Power calculation is valuable only when you compare the result to a component rating. A resistor can burn out if average power is above its rated limit, and a MOSFET can fail if peak losses exceed its transient thermal capacity. The table below provides typical ratings for common resistor packages. These are representative values from multiple manufacturer data sheets and are widely used as starting points for design decisions.

Package size	Typical power rating (W)	Approximate thermal resistance (C/W)	Common use case
0402	0.063	200 to 300	Signal conditioning
0603	0.1	150 to 200	General analog networks
0805	0.125	120 to 150	Digital pullups and filters
1206	0.25	80 to 120	Power sense and divider loads
2512	1.0	50 to 80	Shunt and power resistors

The simulation should predict average power well below the rating to account for temperature rise, airflow, and layout variations. Many teams target 50 to 70 percent of the rating for continuous operation and allow higher peaks only if the thermal time constant is short enough. LTspice can provide the average and peak values, and the calculator above gives a fast first pass when you are reviewing options.

Efficiency comparisons and loss analysis

Efficiency is often the main reason to perform power calculation in a simulator. Losses in a linear regulator are easy to compute, but switching regulators require waveform based power calculation for MOSFETs, inductors, and diodes. The table below compares a linear regulator with a switching regulator for common voltage conversion scenarios. These values are derived from the simple efficiency relationships and typical buck converter performance.

Scenario	Output power (W)	Linear efficiency	Linear loss (W)	Typical buck efficiency	Buck loss (W)
12 V to 5 V at 1 A	5.0	41.7 percent	7.0	90 percent	0.56
12 V to 3.3 V at 1 A	3.3	27.5 percent	8.7	88 percent	0.45
24 V to 5 V at 1 A	5.0	20.8 percent	19.0	92 percent	0.43

The numbers highlight why accurate power calculation matters. A linear regulator can dissipate several times more power than the load itself, and the heat may dominate the design. Switching regulators lower dissipation, but you need LTspice to quantify losses in switching devices and gate drive circuits. Once you know the power numbers, you can size components, heatsinks, or copper areas with confidence.

Pulsed loads and switching losses

Pulsed waveforms are common in digital and power conversion circuits. In a microcontroller power domain, current might be 100 mA during an active burst and 5 mA in sleep. The average current is weighted by duty cycle. The calculator uses the same logic for average power in pulsed mode. In LTspice, you can calculate this precisely by multiplying the voltage and current waveforms and averaging over a full cycle. This is critical for determining battery life or regulating thermal rise in compact enclosures.

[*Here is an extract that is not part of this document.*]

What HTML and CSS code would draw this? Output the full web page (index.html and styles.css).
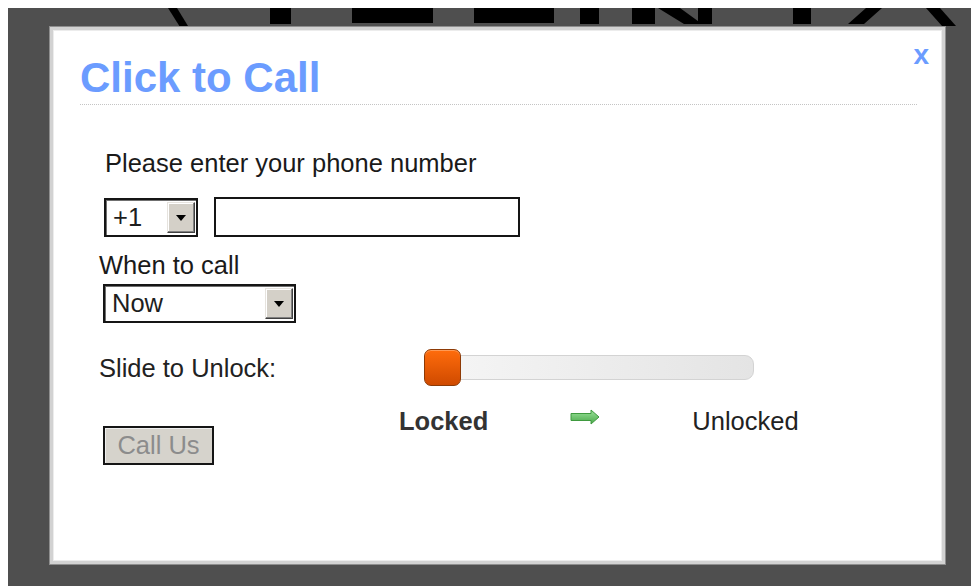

Switching losses are more subtle. The instantaneous power of a MOSFET includes overlap of voltage and current during transitions. Even if conduction loss is small, the switching loss can dominate at high frequency. The most reliable method is to simulate with realistic gate drive conditions and then integrate the power waveform over one switching period. You can also use the .meas INTEG command to capture energy per cycle, then multiply by switching frequency.

Accuracy considerations in LTspice simulations

Accuracy depends on time step and model fidelity. If the time step is too large, the waveform may miss switching spikes, and power will be underestimated. A good practice is to reduce the maximum time step to at most one tenth of the shortest transition you care about. For a 50 ns gate transition, a 5 ns time step is reasonable. You can set this in the transient command or by using the .options directive. Accurate models with realistic capacitances and diode recovery characteristics also improve the quality of power estimation.

Another consideration is initial conditions. Many circuits need a few milliseconds to reach steady state. If you measure average power before the circuit settles, the result may be skewed. LTspice allows you to skip the first part of the simulation in .meas commands so you only capture steady state behavior. You can then compare the result with the calculator to validate the number.

Common pitfalls and troubleshooting tips

• Mixing RMS and peak values in the same formula. Use RMS for AC power and peak values only for instantaneous power.
• Ignoring sign conventions in current probes. Negative power means the device is delivering energy.
• Measuring too short of a time window. Ensure that the measurement covers a whole cycle or steady state.
• Using ideal components without realistic parasitics. This can understate switching loss.
• Forgetting to convert time units when interpreting energy or power data.

Reference sources and academic validation

Simulation results are strongest when backed by authoritative references. The U.S. Department of Energy provides efficiency guidance and power conversion benchmarks that help validate overall system losses. For circuit fundamentals, the MIT OpenCourseWare Circuits and Electronics materials offer rigorous explanations of power, energy, and network analysis. These sources are a strong complement to LTspice documentation when you need to justify your power calculations in a design review.

Best practice checklist for LTspice power calculation

• Use transient analysis for switching circuits and AC analysis for sinusoidal steady state behavior.
• Multiply voltage and current waveforms directly to get instantaneous power.
• Use .meas to average or integrate power over a consistent window.
• Compare average power to data sheet ratings and thermal resistance values.
• Validate the simulation with a hand calculation or the calculator above.

Conclusion

LTspice power calculation is both a numerical task and a design discipline. By understanding the underlying definitions, applying the correct measurement technique, and validating the results against trusted references, you can predict heat, efficiency, and stress with confidence. The calculator on this page provides a fast way to estimate power based on DC, AC, or pulsed conditions, while the guide explains how to perform precise measurements inside LTspice itself. When these methods are combined, you can make smarter design decisions, reduce thermal risk, and deliver circuits that perform as intended in the real world.